La luz del Arsenal. (Un cuento de Navidad)– (Pepe Fernández del Campo)

Pepe Fernández del Campo

Aquella Navidad llegó a Ferrol envuelta en lluvia fina, de esa que no cae, sino que se queda flotando en el aire, como si la ciudad respirase agua. En la calle Real, los escaparates estaban encendidos, pero en ellos se adivinaba una quietud distinta, como si Ferrol respirase más despacio. La gente caminaba deprisa, con el cuello del abrigo subido y la mirada baja, como si el frío viniera de dentro.

Manuel vivía solo desde hacía dos inviernos. Desde que enviudó, la casa del barrio de Esteiro se había quedado demasiado grande para un hombre que ya no hablaba en voz alta. Había sido calderero en Bazán, luego en Navantia, treinta y cinco años de hierro, ruido y turnos de noche. Ahora solo quedaban las manos deformadas y el silencio.

La Nochebuena siempre había sido sagrada. El bacalao, el vino, la radio puesta en bajo, ella moviéndose por la cocina sin dejar de hablar. Ese año, Manuel no puso el mantel. Calentó una sopa y se sentó frente a la ventana. Desde allí se veía, a lo lejos, la luz fija del Arsenal. Le había acompañado toda la vida. Cuando entraba de madrugada del astillero, cuando volvía del hospital, cuando llevaba a los niños de la mano. Aquella luz no fallaba
nunca.

A las ocho llamaron a la puerta.

Manuel no esperaba a nadie. Pensó en no abrir. Pero el timbre volvió a sonar, corto, educado. Al otro lado estaba Lucía, la vecina del tercero. Tenía veintisiete años, una niña pequeña y demasiadas ojeras para su edad. Se había mudado hacía poco. Su marido se había marchado a trabajar fuera y no había vuelto.

—Perdone, don Manuel —dijo—. Se me ha estropeado el calentador. No sé a quién llamar hoy.

Manuel no respondió. Se hizo a un lado y la dejó pasar.

El viejo calentador no tenía arreglo, pero nadie lo mencionó. Manuel sacó una manta, puso agua a hervir y calentó leche. La niña, Alba, se sentó en el suelo y empezó a jugar con un barco viejo que Manuel había conservado desde que era pequeño. Nadie preguntó por qué seguía allí.

Cenaron los tres. Poco, sencillo. Pan, sopa, algo de embutido. Lucía habló despacio, con cuidado, como si temiera romper algo invisible. Manuel apenas hablaba, pero escuchaba. Y eso, en Ferrol, ya es una forma de compañía.

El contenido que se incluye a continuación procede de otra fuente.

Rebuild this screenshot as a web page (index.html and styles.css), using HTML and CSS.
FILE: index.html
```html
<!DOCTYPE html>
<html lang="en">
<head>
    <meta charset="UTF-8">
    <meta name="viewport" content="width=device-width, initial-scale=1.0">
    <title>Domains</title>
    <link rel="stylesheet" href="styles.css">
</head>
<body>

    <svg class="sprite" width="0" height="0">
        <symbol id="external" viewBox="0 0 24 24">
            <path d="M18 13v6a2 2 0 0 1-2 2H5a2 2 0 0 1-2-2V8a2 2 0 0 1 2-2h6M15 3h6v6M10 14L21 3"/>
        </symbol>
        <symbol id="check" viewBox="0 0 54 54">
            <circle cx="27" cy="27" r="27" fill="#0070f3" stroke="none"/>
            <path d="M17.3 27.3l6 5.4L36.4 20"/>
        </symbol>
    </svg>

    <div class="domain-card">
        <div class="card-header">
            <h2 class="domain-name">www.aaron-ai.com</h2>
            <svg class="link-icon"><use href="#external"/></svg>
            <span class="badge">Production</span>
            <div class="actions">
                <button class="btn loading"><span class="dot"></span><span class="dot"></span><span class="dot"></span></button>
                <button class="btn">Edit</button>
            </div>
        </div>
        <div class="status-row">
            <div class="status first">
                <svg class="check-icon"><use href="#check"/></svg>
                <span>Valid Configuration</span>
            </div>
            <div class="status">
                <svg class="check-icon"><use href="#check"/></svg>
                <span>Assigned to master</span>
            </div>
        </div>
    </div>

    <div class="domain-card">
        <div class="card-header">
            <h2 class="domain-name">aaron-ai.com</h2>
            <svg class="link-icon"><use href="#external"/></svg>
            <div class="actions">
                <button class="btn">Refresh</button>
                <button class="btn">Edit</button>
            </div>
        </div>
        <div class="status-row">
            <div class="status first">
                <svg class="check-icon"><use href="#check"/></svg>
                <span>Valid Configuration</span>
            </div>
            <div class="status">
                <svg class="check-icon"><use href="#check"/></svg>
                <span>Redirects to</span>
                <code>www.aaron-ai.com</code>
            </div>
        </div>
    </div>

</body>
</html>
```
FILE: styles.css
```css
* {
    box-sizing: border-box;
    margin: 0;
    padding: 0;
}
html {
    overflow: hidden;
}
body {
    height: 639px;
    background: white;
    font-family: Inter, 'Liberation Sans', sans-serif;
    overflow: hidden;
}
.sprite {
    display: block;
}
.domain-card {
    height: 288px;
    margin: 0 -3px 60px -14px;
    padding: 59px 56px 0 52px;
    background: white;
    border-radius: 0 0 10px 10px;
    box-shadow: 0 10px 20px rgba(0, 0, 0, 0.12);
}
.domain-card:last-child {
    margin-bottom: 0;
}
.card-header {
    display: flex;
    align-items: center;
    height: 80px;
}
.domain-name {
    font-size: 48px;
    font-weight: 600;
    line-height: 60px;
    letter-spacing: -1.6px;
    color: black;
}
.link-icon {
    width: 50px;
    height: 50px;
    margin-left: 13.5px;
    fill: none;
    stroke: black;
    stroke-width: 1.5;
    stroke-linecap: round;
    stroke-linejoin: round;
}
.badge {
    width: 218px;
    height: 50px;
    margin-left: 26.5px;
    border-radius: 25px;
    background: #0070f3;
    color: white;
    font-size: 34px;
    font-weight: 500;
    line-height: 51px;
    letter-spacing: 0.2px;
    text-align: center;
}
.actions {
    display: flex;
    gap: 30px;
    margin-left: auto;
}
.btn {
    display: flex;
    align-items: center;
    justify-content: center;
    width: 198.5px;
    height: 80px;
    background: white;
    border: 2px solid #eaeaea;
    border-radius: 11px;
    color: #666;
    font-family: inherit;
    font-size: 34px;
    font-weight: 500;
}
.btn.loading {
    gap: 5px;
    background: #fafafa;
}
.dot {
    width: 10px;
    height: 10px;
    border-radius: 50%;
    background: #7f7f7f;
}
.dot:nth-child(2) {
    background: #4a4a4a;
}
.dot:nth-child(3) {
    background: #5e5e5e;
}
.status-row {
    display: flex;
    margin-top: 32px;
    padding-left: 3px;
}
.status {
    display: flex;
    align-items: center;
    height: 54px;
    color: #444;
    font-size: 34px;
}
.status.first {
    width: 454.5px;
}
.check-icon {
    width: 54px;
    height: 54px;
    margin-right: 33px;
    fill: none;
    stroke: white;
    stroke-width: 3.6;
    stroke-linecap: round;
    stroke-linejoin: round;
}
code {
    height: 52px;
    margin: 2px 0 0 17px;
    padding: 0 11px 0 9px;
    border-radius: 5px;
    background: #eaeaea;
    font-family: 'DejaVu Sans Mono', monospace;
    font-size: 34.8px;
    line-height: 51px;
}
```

A las doce, desde la radio sonó un villancico antiguo. Manuel se levantó y encendió la lámpara del pasillo, la que llevaba apagada dos años. La casa cambió de repente. No era felicidad. Era algo más pequeño, más real. Era calor.

Cuando Lucía y la niña se fueron, Manuel volvió a la ventana. La lluvia seguía cayendo. El Arsenal seguía iluminado. Pero esa noche, por primera vez desde que enviudó, Manuel no se sintió solo en la ciudad.

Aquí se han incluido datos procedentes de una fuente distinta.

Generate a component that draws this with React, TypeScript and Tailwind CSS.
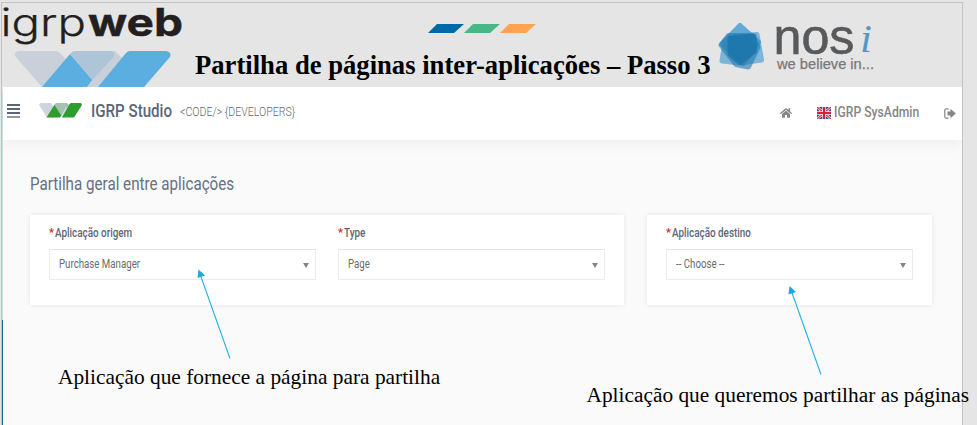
import React from "react";
import { FaHome } from "react-icons/fa";

function IgrpLogo() {
  return (
    <svg className="block h-[84px] w-[190px] overflow-visible" viewBox="3 3 190 84">
      <g fill="#231f20" fontFamily="Inter, sans-serif" fontSize="38">
        <text x="0.500" y="36" fontWeight="300" stroke="#231f20" strokeWidth="0.250" textLength="85.500" lengthAdjust="spacingAndGlyphs">igrp</text>
        <text x="88" y="36" fontWeight="700" stroke="#231f20" strokeWidth="0.400" textLength="95" lengthAdjust="spacingAndGlyphs">web</text>
      </g>
      <path d="M19 51H55Q58 51 60 53L92 87H42L15.500 56.500Q13 52 19 51Z" fill="#c9d0da" />
      <path d="M108 51H115L126 62L98 87H89Z" fill="#c9d0da" />
      <path d="M70 54L92.500 80L87 87H42Z" fill="#5aaee0" />
      <path d="M75 51H110Q116 52 113.500 57L92.500 80L70 54Q72 51 75 51Z" fill="#aec5d7" />
      <path d="M92.500 80L98 87H87Z" fill="#c9d0da" />
      <path d="M130 51H166Q172 52 170 57L144 87H98L126 53Q128 51 130 51Z" fill="#5aaee0" />
    </svg>
  );
}

function NosiLogo() {
  return (
    <svg className="block h-[60px] w-[165px] overflow-visible" viewBox="715 18 165 60">
      <g strokeLinejoin="round" strokeWidth="5">
        <g opacity=".75"><path d="M740 25.500L758.500 42L743 63.500L722 44Z" fill="#3796cf" stroke="#3796cf" /></g>
        <g opacity=".6"><path d="M757 34.500L761.500 60L740 63L722 61L725 42L735 36Z" fill="#3796cf" stroke="#3796cf" /></g>
        <g opacity=".6"><path d="M728.500 35.500L752 36L758 47L748.500 67L736 64.500L721 45Z" fill="#2179b0" stroke="#2179b0" /></g>
        <g opacity=".65"><path d="M730 38L754 36L754.500 51L740 62.500L730 54Z" fill="#156fa6" stroke="#156fa6" /></g>
      </g>
      <text x="773.500" y="54" fill="#58595b" stroke="#58595b" strokeWidth=".6" fontFamily="Liberation Sans, sans-serif" fontSize="50" textLength="81" lengthAdjust="spacingAndGlyphs">nos</text>
      <text x="860" y="52" fill="#5599c3" fontFamily="Liberation Serif, serif" fontStyle="italic" fontSize="39" textLength="12" lengthAdjust="spacingAndGlyphs">i</text>
      <text x="777" y="68.500" fill="#77787b" stroke="#77787b" strokeWidth=".25" fontFamily="Liberation Sans, sans-serif" fontSize="14.500" textLength="97" lengthAdjust="spacingAndGlyphs">we believe in...</text>
    </svg>
  );
}

function StudioMark() {
  return (
    <svg className="block h-[15px] w-[43px]" viewBox="0 0 43 15">
      <path d="M1 0H12L18 7L15 14.500H8L0 2Z" fill="#cfd5de" />
      <path d="M16 1L23 12L21 14.500H7.500Z" fill="#2c9e2e" />
      <path d="M17 0H28L30 2L22.500 13L15.500 2Z" fill="#a4c3b3" />
      <path d="M22.500 12L27 4L29 8L25 14.500H24Z" fill="#d5dae2" />
      <path d="M32 0H42L43 2L35 14.500H23L30.500 1Z" fill="#2c9e2e" />
    </svg>
  );
}

function Flag() {
  return (
    <svg className="block h-[12px] w-[14px]" viewBox="0 0 14 12">
      <path d="M0 0H14V12H0Z" fill="#34469c" />
      <path d="M0 0L14 12M14 0L0 12" stroke="#f3dfe5" strokeWidth="2.600" />
      <path d="M0 0L14 12M14 0L0 12" stroke="#d8364c" strokeWidth="1.100" />
      <path d="M7 0V12M0 6H14" stroke="#f6e6ea" strokeWidth="3.400" />
      <path d="M7 0V12M0 6H14" stroke="#d71f35" strokeWidth="2" />
    </svg>
  );
}

function SignOut() {
  return (
    <svg className="mt-[6px] block h-[11px] w-[12px]" viewBox="0 0 12 11">
      <path d="M4.500 .8H2.300Q.8 .8 .8 2.300V8.700Q.8 10.200 2.300 10.200H4.500" fill="none" stroke="#858585" strokeWidth="1.200" />
      <path d="M3.500 3.500H6.500V.8L11.800 5.500L6.500 10.200V7.500H3.500Z" fill="#858585" />
    </svg>
  );
}

function Field({ label, value, className }: { label: string; value: string; className: string }) {
  return (
    <div className={className}>
      <div className="flex h-[14px] items-center text-[12.500px] leading-[14px] font-medium text-[#5b6676]">
        <span className="w-[6px] text-[11px] font-bold text-[#d9261c]">*</span>
        <span className="origin-left scale-x-[0.79] whitespace-nowrap">{label}</span>
      </div>
      <div className="mt-[9px] flex h-[31px] items-center justify-between border border-[#ececec] border-t-[#e4e4e4] bg-white pr-[6px] pl-[9px]">
        <span className="origin-left scale-x-[0.775] text-[12.500px] whitespace-nowrap text-[#6c6c6c]">{value}</span>
        <span className="mt-[1px] border-x-[3px] border-t-[5px] border-x-transparent border-t-[#858585]" />
      </div>
    </div>
  );
}

export default function App() {
  return (
    <div className="relative h-[425px] w-[977px] overflow-hidden bg-[#e5e5e5] pt-[2px] pl-[1px] font-['Roboto',sans-serif]">
      <div className="flex h-[423px] w-[962px] border-t border-r border-l border-[#c3c3c3]">
        <div className="flex w-px flex-col">
          <div className="h-[87px]" />
          <div className="h-[230px] bg-[#bfe1e5]" />
          <div className="grow bg-[#126f98]" />
        </div>
        <div className="flex min-w-0 grow flex-col">
          <header className="flex h-[84px] shrink-0">
            <IgrpLogo />
            <div className="w-[522px] shrink-0 pt-[21px]">
              <svg className="ml-[235px] block h-[9px] w-[108px]" viewBox="0 0 108 9">
                <path d="M9 0H36L26 9H0Z" fill="#0069a8" />
                <path d="M45 0H72L62 9H36Z" fill="#48b788" />
                <path d="M81 0H108L98 9H72Z" fill="#ffa351" />
              </svg>
              <h1 className="mt-[17px] ml-[2px] font-['Liberation_Serif',serif] text-[26.650px] leading-[30px] font-bold whitespace-nowrap text-black">
                Partilha de páginas inter-aplicações – Passo 3
              </h1>
            </div>
            <div className="pt-[15px]"><NosiLogo /></div>
          </header>

          <nav className="z-10 flex h-[53px] shrink-0 items-start bg-white pt-[15px] pr-[6px] pl-[4px] shadow-[0_3px_14px_rgba(0,0,0,0.06)] [clip-path:inset(0_0_-24px_0)]">
            <div className="mt-[2px] flex w-[13px] flex-col gap-[2px]">
              <span className="h-[2px] bg-[#5a6577]" />
              <span className="h-[2px] bg-[#5a6577]" />
              <span className="h-[2px] bg-[#5a6577]" />
              <span className="h-[2px] bg-[#8e96a1]" />
            </div>
            <div className="mt-[1px] ml-[19px]"><StudioMark /></div>
            <div className="ml-[9px] w-[89px]">
              <span className="block w-max origin-left scale-x-[0.84] text-[18px] leading-[18px] font-medium text-[#5b6577]">IGRP Studio</span>
            </div>
            <div className="w-[120px]">
              <span className="block w-max origin-left scale-x-[0.785] text-[13.500px] leading-[19px] font-light text-[#5f6979]">&lt;CODE/&gt; &#123;DEVELOPERS&#125;</span>
            </div>
            <div className="grow" />
            <FaHome className="mt-[5px] h-[12px] w-[12px] text-[#858585]" />
            <div className="mt-[5px] ml-[25px]"><Flag /></div>
            <div className="ml-[3px] w-[110px]">
              <span className="block w-max origin-left scale-x-[0.812] text-[15px] leading-[21px] font-medium text-[#858585]">IGRP SysAdmin</span>
            </div>
            <SignOut />
          </nav>

          <main className="grow bg-[#fafafa] pt-[34px] pl-[27px]">
            <h2 className="w-max origin-left scale-x-[0.843] text-[18px] leading-[20px] font-normal text-[#667080]">Partilha geral entre aplicações</h2>
            <div className="mt-[21px] flex gap-[23px]">
              <section className="flex h-[90px] w-[594px] gap-[22px] bg-white px-[19px] pt-[11px] shadow-[0_0_5px_rgba(0,0,0,0.09)]">
                <Field label="Aplicação origem" value="Purchase Manager" className="w-[267px]" />
                <Field label="Type" value="Page" className="w-[267px]" />
              </section>
              <section className="h-[90px] w-[285px] bg-white px-[19px] pt-[11px] shadow-[0_0_5px_rgba(0,0,0,0.09)]">
                <Field label="Aplicação destino" value="-- Choose --" className="w-[247px]" />
              </section>
            </div>
          </main>
        </div>
      </div>

      {/* Slide annotations over the form */}
      <svg className="pointer-events-none absolute inset-0 z-20 h-[425px] w-[977px]" viewBox="0 0 977 425">
        <path d="M230 358.500L200 274M821 374.500L791 290" stroke="#24b0e8" strokeWidth="1.100" />
        <path d="M198.500 269.500L205 275.500L197.500 278ZM789.500 286L796 292L788.500 294.500Z" fill="#16a9e5" />
      </svg>
      <p className="absolute top-[365px] left-[58px] z-20 font-['Liberation_Serif',serif] text-[21.380px] leading-[24px] whitespace-nowrap text-black">Aplicação que fornece a página para partilha</p>
      <p className="absolute top-[383px] left-[586.500px] z-20 font-['Liberation_Serif',serif] text-[21.360px] leading-[24px] whitespace-nowrap text-black">Aplicação que queremos partilhar as páginas</p>
    </div>
  );
}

Al día siguiente, día de Navidad, encontró una nota bajo la puerta. Una letra infantil, torpe. “Gracias por la luz.”

Manuel sonrió sin darse cuenta. Y entendió algo que había aprendido tarde. Que a veces la Navidad no trae lo que se perdió, pero sí devuelve el sentido. Como Ferrol. Como esa luz que siempre permanece encendida, incluso cuando parece que todo lo demás se apaga.